_SET EXERCISE_. Look below. Copy each line that has "styles" in it.

# Start of AVAILABLE DATA

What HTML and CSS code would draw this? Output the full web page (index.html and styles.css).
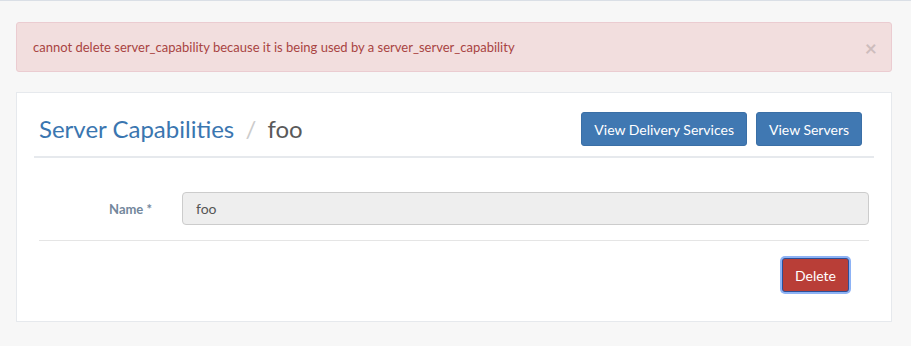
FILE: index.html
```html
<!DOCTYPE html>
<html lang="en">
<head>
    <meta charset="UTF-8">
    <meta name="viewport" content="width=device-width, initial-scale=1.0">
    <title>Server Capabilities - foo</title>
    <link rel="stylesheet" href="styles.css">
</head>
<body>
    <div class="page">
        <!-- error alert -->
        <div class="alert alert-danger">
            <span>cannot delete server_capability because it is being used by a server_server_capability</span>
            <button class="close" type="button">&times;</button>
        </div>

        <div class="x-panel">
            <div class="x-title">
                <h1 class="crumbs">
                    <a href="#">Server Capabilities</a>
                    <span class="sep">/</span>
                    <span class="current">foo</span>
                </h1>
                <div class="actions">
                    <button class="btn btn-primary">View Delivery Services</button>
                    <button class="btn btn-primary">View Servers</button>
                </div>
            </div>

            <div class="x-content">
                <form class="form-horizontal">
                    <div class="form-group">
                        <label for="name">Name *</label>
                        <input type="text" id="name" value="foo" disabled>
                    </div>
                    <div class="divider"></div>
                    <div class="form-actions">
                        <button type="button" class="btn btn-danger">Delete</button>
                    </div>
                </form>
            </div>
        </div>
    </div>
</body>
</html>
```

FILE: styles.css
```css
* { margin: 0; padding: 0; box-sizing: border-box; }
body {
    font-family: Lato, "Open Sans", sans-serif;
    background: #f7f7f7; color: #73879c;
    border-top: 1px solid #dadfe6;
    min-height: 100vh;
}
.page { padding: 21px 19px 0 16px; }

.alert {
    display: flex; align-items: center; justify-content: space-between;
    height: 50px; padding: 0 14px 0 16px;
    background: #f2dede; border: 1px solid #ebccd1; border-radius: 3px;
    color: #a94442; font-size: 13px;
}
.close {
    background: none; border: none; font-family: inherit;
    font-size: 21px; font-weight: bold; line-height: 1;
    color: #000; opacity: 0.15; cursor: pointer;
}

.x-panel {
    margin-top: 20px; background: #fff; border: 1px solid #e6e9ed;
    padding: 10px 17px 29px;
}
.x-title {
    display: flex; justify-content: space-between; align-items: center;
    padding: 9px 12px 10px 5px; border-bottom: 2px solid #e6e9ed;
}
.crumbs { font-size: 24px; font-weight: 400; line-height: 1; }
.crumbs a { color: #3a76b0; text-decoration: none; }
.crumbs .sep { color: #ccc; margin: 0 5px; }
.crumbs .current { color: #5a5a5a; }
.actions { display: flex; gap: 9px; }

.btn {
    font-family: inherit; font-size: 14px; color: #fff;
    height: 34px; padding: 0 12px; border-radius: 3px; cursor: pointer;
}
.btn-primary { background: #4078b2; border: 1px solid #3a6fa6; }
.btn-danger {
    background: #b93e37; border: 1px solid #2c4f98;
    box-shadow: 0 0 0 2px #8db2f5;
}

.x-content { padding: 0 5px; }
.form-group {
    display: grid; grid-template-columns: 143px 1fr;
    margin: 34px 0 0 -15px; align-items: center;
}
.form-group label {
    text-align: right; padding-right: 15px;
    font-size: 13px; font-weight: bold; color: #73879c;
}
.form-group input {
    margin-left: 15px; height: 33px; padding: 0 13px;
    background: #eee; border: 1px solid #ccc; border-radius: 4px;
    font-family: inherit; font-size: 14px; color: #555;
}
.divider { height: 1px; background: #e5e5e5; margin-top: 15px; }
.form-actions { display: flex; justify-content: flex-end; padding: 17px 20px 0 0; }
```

# End of AVAILABLE DATA

_CORRECT OUTPUT_.
What HTML and CSS code would draw this? Output the full web page (index.html and styles.css).
    <link rel="stylesheet" href="styles.css">
FILE: styles.css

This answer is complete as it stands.